具有处理程序功能时如何嵌入类型？

You are right, you cannot do that because a mamal is not an Animal. There is no inheritance in go so this is not a solution. But you can achieve this behaviour with interfaces. By the way, your code does not work because you didn't initialize the feeders map, so you will get a problem after compilation.

Solution 1: Use type assertion

package main

import "fmt"

type Animal struct {
    Color   string
    feeders map[string]feeder
}
type feeder func(interface{}, string) string

func (a *Animal) addFeeder(name string, fn feeder) {
    a.feeders[name] = fn
}

type mamal struct {
    Animal
    hair string
}

func feedHuman(i interface{}, food string) string {
    m := i.(mamal)
    return "you got " + m.Color + " " + m.hair + " hair in your " + food
}

func main() {
    a := mamal{Animal{feeders: make(map[string]feeder), Color: "red"}, "bushy"}
    a.addFeeder("man", feedHuman)
    fmt.Println(a.feeders["man"](a, "pineapple"))
    // => you got red bushy hair in your pineapple
}

This is a bit dangerous because if the interface you pass is not a mamal, it will panic.

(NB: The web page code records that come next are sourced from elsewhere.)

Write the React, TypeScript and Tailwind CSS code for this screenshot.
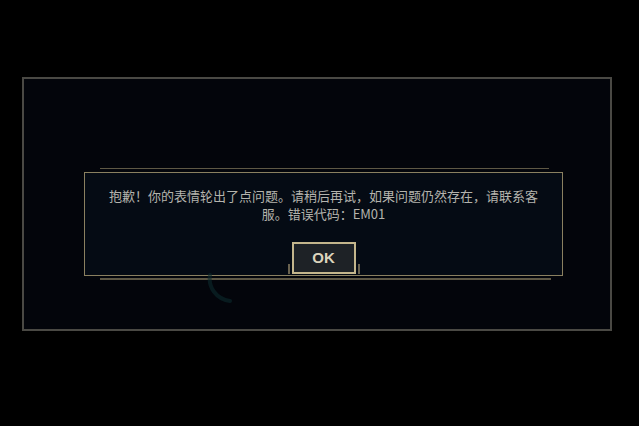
export default function App() {
  return (
    <div className="w-[639px] h-[426px] bg-black pt-[77px] pl-[22px] font-['Noto_Sans_CJK_SC','Noto_Sans',sans-serif]">
      {/* Outer frame */}
      <div className="relative w-[590px] h-[254px] border-2 border-[#4a4944] bg-[#03050b] pt-[89px] pl-[60px]">
        {/* faint teal arc in the background */}
        <svg className="absolute left-[180px] top-[194px]" width="40" height="36" viewBox="0 0 40 36">
          <path d="M6 2 C 4 14, 12 26, 26 28" fill="none" stroke="#0c2a2d" strokeWidth="4" strokeLinecap="round" opacity="0.6" />
        </svg>

        {/* Dialog */}
        <div className="w-[479px] flex flex-col gap-[3px]">
          <div className="h-px mx-[16px] mr-[14px] bg-[#5e5845]" />

          <div className="h-[104px] border border-[#8a8060] bg-[#050b14] pt-[14px] flex flex-col items-center">
            <p className="text-[13px] leading-[18px] text-[#b4b3ad] text-center">
              抱歉！你的表情轮出了点问题。请稍后再试，如果问题仍然存在，请联系客
              <br />
              服。错误代码：EM01
            </p>

            <div className="mt-[19px] flex items-end gap-[2px]">
              <div className="w-[2px] h-[10px] bg-[#6a6350]" />
              <button className="w-[64px] h-[32px] border-2 border-[#c4b68c] bg-[#1e2226] text-[15px] font-bold text-[#dcd4bc] flex items-center justify-center font-['Liberation_Sans',sans-serif]">
                OK
              </button>
              <div className="w-[2px] h-[10px] bg-[#6a6350]" />
            </div>
          </div>

          <div className="h-[2px] -mt-px ml-[16px] mr-[12px] bg-[#5e5845]" />
        </div>
      </div>
    </div>
  );
}
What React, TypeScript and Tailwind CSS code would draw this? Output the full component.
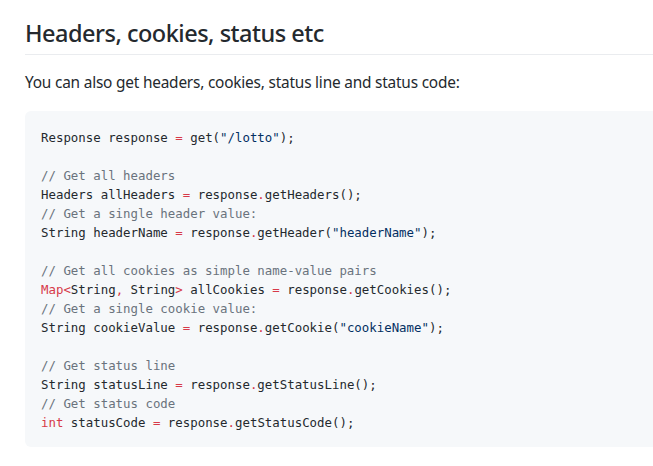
import React from 'react';

type Tok = [string, string?];

const K = 'text-[#d73a49]';
const C = 'text-[#6a737d]';
const S = 'text-[#032f62]';

// each line is a list of tokens: [text, colour class]
const lines: Tok[][] = [
  [['Response response '], ['=', K], [' get('], ['"/lotto"', S], [');']],
  [],
  [['// Get all headers', C]],
  [['Headers allHeaders '], ['=', K], [' response'], ['.', K], ['getHeaders();']],
  [['// Get a single header value:', C]],
  [['String headerName '], ['=', K], [' response'], ['.', K], ['getHeader('], ['"headerName"', S], [');']],
  [],
  [['// Get all cookies as simple name-value pairs', C]],
  [['Map', K], ['<', K], ['String'], [',', K], [' String'], ['>', K], [' allCookies '], ['=', K], [' response'], ['.', K], ['getCookies();']],
  [['// Get a single cookie value:', C]],
  [['String cookieValue '], ['=', K], [' response'], ['.', K], ['getCookie('], ['"cookieName"', S], [');']],
  [],
  [['// Get status line', C]],
  [['String statusLine '], ['=', K], [' response'], ['.', K], ['getStatusLine();']],
  [['// Get status code', C]],
  [['int', K], [' statusCode '], ['=', K], [' response'], ['.', K], ['getStatusCode();']],
];

export default function App() {
  return (
    <div className="w-[653px] h-[466px] overflow-hidden bg-white">
      <div className="w-[680px] pl-[25px] pt-[18px] text-[#24292e] font-['Noto_Sans','Open_Sans',sans-serif]">
        <h2 className="text-[23.5px] leading-[30px] font-medium tracking-[-0.5px] pb-[6px] border-b border-[#eaecef]">
          Headers, cookies, status etc
        </h2>
        <p className="mt-4 text-[15.4px] leading-[24px] tracking-[-0.2px]">
          You can also get headers, cookies, status line and status code:
        </p>
        <pre className="mt-4 bg-[#f6f8fa] rounded-md pt-[17px] pb-[15px] px-4 font-['DejaVu_Sans_Mono',monospace] text-[12.4px] leading-[19px] text-[#24292e]">
          {lines.map((line, i) => (
            <div key={i} className="h-[19px]">
              {line.map(([t, cls], j) => (
                <span key={j} className={cls}>
                  {t}
                </span>
              ))}
            </div>
          ))}
        </pre>
      </div>
    </div>
  );
}
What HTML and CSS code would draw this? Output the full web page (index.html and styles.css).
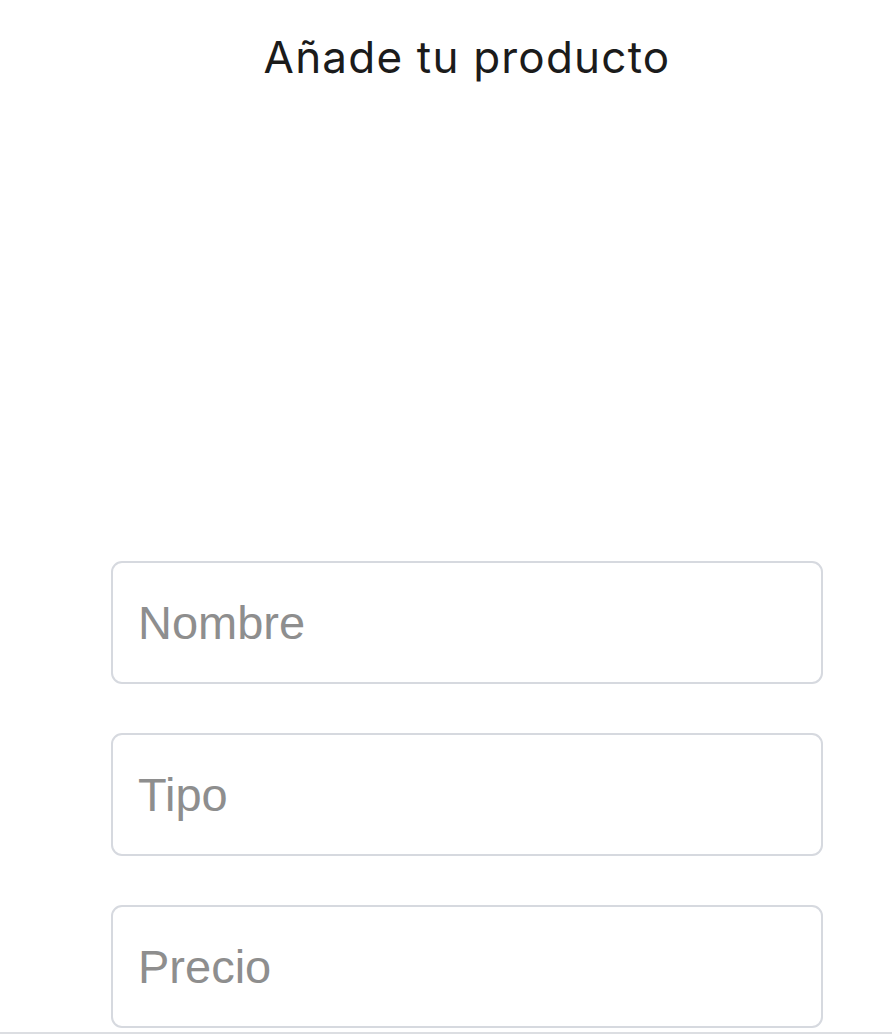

Second solution: Use a Feeder interface

package main

import "fmt"

type Feeder interface {
    Feed(string) string
}

type Animal struct {
    Color   string
    feeders map[string]Feeder
}

func (a *Animal) addFeeder(name string, feeder Feeder) {
    a.feeders[name] = feeder
}

type mamal struct {
    Animal
    hair string
}

func (m *mamal) Feed(food string) string {
    return "you got " + m.Color + " " + m.hair + " hair in your " + food
}

func main() {
    a := &mamal{Animal{Color: "red", feeders: make(map[string]Feeder)}, "bushy"}
    a.addFeeder("man", a)
    fmt.Println(a.feeders["man"].Feed("pineapple"))
    // you got red bushy hair in your pineapple
}

Though it works just as fine, it limits the number of handlers to one, so I do not think this is what you seek.